— start of Information shown —

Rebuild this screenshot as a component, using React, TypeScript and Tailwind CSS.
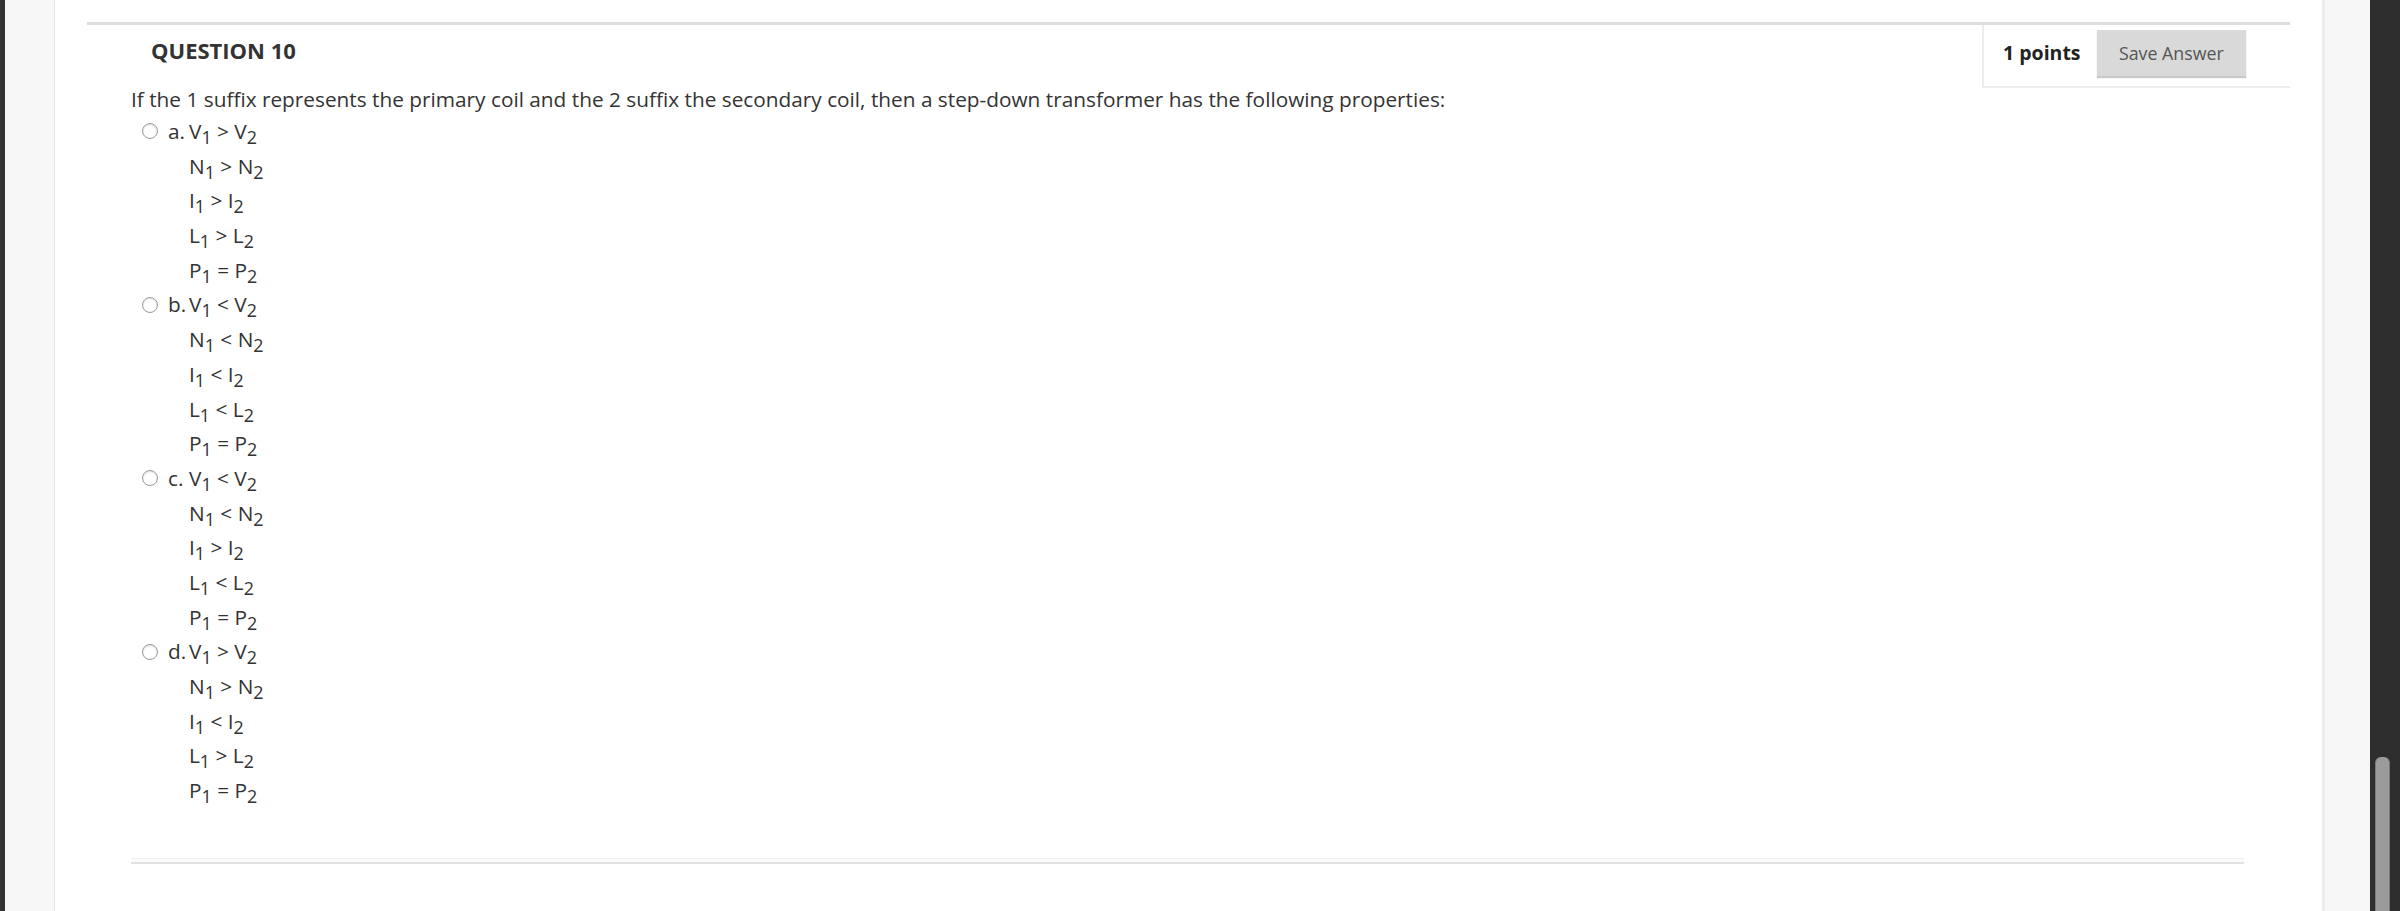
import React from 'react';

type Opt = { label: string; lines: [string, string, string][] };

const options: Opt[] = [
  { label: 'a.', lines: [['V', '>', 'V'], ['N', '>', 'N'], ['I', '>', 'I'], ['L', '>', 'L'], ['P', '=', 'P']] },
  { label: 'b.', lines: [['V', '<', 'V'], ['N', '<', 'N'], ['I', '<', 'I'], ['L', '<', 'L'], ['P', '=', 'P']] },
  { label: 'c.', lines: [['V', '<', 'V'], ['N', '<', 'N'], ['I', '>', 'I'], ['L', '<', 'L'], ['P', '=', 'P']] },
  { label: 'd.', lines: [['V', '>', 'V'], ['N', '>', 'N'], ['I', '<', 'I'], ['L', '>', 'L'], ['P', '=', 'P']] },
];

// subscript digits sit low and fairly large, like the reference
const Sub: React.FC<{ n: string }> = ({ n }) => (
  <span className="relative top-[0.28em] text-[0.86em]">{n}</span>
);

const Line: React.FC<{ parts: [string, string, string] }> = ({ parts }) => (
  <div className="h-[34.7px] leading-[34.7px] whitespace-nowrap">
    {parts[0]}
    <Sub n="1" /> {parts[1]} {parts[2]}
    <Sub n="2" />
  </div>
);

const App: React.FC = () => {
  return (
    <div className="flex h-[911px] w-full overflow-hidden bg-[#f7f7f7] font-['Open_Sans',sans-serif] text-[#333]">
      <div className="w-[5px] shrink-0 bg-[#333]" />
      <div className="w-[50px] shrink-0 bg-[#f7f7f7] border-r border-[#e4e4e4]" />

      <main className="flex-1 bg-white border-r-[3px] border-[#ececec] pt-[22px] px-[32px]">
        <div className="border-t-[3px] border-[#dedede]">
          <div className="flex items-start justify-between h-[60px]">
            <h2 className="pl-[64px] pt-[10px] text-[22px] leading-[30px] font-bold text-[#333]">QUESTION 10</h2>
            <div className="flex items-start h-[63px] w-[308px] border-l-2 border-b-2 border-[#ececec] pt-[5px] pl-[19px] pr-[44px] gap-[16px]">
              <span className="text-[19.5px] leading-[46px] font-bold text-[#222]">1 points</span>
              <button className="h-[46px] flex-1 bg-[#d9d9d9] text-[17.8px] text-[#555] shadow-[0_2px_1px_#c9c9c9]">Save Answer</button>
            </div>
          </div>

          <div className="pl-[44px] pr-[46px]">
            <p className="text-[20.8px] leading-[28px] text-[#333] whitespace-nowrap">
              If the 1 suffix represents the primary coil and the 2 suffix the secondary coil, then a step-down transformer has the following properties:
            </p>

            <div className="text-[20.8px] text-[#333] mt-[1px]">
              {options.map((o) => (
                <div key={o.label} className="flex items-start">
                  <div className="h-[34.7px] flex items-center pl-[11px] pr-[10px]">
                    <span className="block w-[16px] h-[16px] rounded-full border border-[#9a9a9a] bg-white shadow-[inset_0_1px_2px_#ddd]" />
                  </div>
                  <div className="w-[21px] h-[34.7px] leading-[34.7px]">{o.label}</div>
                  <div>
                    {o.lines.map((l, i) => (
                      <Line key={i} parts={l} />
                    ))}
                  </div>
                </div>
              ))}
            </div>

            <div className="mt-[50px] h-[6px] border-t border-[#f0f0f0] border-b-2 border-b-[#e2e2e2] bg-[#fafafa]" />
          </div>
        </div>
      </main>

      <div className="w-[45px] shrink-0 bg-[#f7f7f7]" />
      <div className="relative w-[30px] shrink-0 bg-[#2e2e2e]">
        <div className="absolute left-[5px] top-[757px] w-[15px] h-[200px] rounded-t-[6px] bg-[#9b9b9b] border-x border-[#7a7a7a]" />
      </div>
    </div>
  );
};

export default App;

— end of Information shown —

**Task prompt:**
Would you reproduce the lines above, from the very first through the line containing "[string, string, string][]", exactly and without the pictures?

**Solution to this problem:**
Rebuild this screenshot as a component, using React, TypeScript and Tailwind CSS.
import React from 'react';

type Opt = { label: string; lines: [string, string, string][] };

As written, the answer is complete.